>>>>
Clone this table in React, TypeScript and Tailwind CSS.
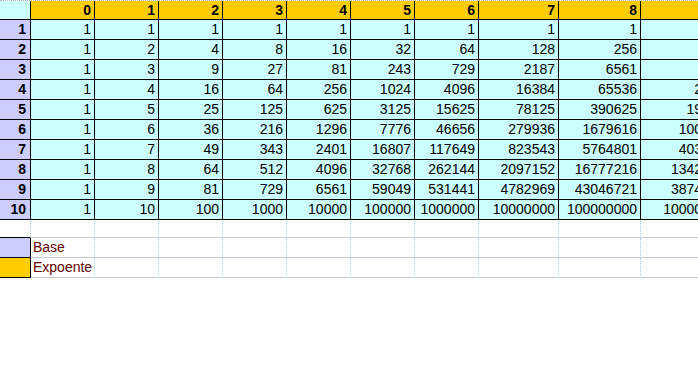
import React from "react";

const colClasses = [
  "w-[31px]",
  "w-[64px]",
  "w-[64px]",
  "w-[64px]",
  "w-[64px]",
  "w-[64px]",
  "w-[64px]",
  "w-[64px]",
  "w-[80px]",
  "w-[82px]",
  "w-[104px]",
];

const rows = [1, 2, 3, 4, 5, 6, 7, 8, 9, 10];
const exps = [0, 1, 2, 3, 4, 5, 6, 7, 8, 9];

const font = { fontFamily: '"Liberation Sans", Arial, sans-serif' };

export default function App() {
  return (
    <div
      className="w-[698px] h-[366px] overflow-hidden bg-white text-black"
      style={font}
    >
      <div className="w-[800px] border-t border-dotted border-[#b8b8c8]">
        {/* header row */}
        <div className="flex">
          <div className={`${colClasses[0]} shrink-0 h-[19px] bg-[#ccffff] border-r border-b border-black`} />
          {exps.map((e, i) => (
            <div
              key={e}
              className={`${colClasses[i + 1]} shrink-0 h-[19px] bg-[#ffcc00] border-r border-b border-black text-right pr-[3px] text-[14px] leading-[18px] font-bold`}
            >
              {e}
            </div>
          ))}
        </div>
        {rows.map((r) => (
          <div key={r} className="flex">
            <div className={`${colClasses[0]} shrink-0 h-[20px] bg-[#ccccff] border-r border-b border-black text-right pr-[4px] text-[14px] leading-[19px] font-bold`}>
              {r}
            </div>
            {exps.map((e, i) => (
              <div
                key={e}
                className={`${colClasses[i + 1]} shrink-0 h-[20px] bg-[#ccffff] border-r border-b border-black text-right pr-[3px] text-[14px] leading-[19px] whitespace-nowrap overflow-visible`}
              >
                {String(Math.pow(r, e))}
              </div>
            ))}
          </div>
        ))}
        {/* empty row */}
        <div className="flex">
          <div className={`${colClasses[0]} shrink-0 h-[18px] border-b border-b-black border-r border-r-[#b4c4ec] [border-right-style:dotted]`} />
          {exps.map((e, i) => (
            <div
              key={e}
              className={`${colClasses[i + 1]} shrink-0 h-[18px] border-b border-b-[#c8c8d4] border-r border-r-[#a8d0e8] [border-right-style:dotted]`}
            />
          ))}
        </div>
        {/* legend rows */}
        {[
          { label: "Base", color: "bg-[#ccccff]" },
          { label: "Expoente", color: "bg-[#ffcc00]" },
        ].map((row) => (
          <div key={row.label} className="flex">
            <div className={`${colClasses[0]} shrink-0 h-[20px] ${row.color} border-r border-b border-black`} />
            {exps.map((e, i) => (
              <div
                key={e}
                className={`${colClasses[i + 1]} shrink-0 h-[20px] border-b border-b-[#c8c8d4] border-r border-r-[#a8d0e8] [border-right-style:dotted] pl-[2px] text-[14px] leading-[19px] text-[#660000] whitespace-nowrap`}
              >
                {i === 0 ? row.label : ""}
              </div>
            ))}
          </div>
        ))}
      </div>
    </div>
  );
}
<<<<
>>>>
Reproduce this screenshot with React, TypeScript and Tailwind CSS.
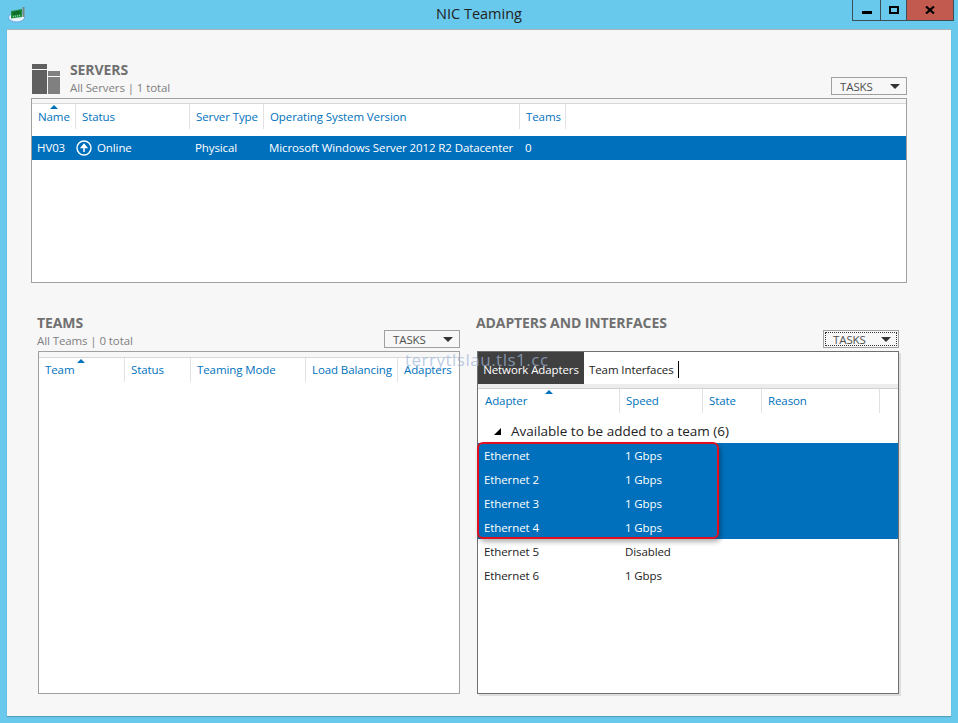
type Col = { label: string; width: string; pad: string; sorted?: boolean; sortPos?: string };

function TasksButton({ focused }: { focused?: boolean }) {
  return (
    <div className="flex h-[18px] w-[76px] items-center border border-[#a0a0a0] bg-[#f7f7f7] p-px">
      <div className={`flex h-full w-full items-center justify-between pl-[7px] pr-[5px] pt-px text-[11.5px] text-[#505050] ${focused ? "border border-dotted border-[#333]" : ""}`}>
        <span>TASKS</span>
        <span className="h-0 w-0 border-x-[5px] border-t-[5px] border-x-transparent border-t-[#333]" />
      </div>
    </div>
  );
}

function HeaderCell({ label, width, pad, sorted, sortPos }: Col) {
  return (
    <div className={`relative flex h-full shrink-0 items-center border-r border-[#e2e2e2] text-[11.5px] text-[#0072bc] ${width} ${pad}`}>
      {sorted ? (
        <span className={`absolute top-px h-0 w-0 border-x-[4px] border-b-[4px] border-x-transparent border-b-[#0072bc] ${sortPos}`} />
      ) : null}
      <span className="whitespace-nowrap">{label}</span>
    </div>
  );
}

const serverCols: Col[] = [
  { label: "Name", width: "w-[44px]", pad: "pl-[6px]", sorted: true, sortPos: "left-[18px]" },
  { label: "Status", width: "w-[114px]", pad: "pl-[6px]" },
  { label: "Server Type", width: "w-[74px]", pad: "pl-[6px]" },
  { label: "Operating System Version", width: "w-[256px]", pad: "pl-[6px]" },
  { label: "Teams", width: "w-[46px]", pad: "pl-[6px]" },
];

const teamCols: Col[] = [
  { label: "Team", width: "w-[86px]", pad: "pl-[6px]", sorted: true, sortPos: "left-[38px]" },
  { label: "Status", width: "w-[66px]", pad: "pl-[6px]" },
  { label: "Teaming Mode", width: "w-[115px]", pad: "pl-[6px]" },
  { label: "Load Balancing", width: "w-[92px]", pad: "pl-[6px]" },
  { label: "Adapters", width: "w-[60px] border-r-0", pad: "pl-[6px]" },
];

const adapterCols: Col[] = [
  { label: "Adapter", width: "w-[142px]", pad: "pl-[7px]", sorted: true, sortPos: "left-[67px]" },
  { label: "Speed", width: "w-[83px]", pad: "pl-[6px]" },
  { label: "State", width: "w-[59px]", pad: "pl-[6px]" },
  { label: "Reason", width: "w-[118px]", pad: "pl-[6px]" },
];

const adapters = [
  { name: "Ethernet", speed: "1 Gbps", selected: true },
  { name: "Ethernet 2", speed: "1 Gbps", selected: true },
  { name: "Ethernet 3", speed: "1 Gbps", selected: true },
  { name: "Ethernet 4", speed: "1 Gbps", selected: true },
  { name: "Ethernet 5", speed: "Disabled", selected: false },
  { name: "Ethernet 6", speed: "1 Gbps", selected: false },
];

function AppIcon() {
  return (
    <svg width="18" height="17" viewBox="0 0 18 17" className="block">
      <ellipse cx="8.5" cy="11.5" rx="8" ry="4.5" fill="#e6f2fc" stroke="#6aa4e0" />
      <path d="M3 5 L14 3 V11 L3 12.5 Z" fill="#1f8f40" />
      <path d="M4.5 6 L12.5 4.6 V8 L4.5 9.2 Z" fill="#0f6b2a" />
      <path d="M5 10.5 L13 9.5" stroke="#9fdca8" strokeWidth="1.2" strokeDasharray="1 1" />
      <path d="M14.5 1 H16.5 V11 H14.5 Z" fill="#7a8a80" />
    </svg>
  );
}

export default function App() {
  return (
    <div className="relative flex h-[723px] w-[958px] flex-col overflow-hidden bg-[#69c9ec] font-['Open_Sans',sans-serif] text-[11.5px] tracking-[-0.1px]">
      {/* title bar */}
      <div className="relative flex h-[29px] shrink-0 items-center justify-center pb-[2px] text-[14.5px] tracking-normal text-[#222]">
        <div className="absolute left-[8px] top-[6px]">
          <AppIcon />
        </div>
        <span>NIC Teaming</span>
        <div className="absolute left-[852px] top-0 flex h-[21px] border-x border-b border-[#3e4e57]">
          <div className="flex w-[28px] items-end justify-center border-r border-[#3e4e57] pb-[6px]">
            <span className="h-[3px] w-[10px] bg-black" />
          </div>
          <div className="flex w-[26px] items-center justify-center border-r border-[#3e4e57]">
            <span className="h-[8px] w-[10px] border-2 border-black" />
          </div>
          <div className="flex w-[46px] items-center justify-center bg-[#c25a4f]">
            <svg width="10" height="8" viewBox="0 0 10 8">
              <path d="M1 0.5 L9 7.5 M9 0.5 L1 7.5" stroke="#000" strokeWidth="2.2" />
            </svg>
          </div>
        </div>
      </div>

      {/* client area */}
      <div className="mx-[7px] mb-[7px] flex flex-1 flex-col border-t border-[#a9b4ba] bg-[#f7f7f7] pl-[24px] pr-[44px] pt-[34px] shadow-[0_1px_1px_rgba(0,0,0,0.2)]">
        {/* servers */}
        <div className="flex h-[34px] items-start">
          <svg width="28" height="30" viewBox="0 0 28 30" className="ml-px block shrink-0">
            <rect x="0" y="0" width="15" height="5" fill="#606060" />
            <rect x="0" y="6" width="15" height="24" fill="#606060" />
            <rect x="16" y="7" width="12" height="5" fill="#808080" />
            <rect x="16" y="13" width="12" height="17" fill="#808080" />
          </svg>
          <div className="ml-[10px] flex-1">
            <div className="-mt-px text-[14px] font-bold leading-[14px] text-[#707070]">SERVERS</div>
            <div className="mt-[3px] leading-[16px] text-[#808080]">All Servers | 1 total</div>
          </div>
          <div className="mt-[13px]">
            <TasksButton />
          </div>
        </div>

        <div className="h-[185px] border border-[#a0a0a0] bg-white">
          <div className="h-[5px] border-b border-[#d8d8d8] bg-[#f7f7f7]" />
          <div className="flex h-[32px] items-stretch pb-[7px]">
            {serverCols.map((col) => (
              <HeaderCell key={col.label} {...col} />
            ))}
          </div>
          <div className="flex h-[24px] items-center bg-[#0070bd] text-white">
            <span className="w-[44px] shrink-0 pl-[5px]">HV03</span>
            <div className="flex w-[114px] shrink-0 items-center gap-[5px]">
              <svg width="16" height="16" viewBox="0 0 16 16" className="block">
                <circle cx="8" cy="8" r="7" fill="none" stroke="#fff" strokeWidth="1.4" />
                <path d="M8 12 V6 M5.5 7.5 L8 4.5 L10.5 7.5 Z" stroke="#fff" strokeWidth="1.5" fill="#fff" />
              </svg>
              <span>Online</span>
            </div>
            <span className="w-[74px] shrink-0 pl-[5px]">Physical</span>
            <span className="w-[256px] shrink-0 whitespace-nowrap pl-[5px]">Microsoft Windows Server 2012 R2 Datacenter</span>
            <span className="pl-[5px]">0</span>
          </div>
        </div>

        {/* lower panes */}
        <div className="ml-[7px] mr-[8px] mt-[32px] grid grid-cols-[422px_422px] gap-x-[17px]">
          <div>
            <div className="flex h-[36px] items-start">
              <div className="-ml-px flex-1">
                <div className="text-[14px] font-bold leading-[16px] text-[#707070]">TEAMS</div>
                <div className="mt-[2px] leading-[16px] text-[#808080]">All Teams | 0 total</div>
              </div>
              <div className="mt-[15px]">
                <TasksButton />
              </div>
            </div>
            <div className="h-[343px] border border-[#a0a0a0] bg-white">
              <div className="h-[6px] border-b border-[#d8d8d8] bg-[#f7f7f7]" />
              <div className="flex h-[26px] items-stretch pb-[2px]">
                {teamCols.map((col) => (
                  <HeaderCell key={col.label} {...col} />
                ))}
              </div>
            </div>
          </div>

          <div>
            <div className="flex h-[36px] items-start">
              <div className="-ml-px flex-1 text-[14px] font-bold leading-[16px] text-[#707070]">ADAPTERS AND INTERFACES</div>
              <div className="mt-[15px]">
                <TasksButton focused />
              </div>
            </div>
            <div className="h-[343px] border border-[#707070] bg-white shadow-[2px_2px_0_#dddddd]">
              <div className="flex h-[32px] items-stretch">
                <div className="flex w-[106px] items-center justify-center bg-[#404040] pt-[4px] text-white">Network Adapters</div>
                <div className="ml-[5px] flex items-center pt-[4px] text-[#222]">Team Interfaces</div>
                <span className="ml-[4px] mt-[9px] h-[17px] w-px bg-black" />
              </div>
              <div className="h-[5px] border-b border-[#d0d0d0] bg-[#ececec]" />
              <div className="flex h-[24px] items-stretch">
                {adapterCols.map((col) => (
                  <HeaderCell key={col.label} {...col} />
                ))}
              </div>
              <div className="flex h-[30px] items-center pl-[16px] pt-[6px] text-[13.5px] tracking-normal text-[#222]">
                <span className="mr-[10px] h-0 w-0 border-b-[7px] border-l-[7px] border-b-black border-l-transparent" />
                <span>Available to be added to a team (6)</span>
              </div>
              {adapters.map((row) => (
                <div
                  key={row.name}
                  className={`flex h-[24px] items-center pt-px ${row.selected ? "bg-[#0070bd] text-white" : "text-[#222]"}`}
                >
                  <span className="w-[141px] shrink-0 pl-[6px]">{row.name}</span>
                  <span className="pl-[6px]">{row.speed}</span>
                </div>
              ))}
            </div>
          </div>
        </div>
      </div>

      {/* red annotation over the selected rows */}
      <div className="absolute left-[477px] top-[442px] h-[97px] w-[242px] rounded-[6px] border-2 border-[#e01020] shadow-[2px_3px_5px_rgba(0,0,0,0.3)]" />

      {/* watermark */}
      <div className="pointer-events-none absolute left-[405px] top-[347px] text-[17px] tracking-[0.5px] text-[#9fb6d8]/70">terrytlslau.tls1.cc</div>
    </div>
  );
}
<<<<
>>>>
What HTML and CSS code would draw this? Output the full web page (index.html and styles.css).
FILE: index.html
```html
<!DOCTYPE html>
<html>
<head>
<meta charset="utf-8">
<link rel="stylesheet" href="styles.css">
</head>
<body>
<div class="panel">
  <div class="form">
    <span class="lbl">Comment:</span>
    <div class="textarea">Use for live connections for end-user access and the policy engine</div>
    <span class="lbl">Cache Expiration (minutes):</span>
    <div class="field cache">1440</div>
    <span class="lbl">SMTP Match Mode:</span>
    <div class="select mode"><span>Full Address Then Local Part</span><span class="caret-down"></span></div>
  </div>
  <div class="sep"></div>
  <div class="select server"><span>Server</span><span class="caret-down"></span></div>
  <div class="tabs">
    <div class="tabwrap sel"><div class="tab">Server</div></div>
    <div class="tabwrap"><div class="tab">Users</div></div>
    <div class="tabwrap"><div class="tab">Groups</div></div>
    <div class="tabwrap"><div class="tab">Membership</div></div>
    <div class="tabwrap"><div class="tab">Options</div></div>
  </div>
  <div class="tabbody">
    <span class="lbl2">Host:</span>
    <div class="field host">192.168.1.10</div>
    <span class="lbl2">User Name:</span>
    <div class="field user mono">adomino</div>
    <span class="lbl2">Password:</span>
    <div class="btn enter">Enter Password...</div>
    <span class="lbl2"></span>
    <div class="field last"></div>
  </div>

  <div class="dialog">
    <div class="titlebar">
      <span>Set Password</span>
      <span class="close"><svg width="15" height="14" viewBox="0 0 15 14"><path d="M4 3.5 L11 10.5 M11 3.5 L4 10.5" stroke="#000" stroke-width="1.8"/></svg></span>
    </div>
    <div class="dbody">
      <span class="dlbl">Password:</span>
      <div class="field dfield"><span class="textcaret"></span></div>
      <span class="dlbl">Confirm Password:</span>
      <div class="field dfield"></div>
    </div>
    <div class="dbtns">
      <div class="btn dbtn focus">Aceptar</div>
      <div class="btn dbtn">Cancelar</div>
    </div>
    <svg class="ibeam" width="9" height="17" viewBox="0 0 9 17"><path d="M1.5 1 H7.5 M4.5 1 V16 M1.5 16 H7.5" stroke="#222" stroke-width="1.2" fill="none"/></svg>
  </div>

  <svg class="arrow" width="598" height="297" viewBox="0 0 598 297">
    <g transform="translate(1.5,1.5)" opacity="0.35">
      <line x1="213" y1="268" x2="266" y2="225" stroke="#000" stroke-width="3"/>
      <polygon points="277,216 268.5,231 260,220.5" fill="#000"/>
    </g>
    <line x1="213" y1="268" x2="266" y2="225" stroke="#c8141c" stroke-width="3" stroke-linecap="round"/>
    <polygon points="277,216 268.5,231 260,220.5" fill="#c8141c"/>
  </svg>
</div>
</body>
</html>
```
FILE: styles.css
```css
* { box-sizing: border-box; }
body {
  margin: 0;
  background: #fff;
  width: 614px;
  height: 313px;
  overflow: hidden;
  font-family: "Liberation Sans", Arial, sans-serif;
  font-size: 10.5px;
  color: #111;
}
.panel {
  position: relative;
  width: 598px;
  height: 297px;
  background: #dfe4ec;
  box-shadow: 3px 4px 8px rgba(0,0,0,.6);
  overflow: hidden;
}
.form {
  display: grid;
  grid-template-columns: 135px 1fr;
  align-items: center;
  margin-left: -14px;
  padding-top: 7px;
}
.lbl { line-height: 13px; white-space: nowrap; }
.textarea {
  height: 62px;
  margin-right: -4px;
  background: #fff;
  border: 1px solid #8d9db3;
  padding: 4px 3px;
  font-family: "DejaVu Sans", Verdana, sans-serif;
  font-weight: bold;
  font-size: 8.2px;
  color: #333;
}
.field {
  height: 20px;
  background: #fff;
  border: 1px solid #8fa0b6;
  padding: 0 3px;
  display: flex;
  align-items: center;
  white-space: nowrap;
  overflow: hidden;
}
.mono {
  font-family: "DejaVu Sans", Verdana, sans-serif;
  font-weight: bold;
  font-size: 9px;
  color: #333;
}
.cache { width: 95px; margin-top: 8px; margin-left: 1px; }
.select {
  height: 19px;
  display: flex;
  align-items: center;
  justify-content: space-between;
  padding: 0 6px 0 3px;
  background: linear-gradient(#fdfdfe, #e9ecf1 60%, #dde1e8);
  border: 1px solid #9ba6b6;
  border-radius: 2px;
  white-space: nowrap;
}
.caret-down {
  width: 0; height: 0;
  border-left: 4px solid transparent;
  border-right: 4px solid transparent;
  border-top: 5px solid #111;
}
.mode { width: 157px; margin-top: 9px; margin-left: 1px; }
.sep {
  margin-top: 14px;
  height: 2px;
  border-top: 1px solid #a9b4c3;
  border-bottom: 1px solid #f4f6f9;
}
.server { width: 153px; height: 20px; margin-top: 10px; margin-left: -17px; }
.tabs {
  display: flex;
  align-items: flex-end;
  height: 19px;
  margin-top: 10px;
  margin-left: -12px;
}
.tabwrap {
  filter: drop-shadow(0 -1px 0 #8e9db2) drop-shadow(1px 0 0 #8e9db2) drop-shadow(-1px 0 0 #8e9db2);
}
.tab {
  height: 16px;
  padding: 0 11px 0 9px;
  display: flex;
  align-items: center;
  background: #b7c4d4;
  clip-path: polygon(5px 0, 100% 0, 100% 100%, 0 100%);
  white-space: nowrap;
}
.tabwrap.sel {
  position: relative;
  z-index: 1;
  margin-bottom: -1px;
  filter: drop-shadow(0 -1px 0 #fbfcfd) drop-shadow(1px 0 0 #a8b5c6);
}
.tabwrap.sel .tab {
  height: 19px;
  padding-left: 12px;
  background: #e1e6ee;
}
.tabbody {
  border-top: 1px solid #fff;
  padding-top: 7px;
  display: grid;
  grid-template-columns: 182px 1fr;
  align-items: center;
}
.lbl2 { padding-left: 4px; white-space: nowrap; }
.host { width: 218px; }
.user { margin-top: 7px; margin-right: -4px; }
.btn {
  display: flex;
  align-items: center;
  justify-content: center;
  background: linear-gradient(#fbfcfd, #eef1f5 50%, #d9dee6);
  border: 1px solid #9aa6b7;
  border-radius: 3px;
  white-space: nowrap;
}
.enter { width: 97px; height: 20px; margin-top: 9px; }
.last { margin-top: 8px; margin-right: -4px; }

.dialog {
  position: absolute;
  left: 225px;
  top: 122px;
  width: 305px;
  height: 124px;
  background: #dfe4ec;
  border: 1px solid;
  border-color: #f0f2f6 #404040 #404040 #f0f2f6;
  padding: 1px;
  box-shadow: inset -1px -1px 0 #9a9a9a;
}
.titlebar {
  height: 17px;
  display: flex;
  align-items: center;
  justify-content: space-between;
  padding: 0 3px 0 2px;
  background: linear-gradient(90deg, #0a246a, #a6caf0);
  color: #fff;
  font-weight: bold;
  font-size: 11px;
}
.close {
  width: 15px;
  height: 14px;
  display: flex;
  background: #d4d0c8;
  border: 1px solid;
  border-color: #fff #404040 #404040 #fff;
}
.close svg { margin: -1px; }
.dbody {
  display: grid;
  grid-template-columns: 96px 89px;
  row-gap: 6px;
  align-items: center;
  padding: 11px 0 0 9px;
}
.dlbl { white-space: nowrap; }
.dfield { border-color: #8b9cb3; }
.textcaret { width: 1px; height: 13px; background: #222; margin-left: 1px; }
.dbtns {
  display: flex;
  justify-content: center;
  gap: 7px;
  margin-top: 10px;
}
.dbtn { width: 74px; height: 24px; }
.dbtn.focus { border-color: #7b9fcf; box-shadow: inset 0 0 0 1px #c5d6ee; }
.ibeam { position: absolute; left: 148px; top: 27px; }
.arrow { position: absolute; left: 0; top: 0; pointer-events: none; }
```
<<<<
* [WHAT YOU HAVE TO DO]: Look through the entries and work out how many lines have the word "styles" in them; reply with that number only.

* [FULL SOLUTION]: 3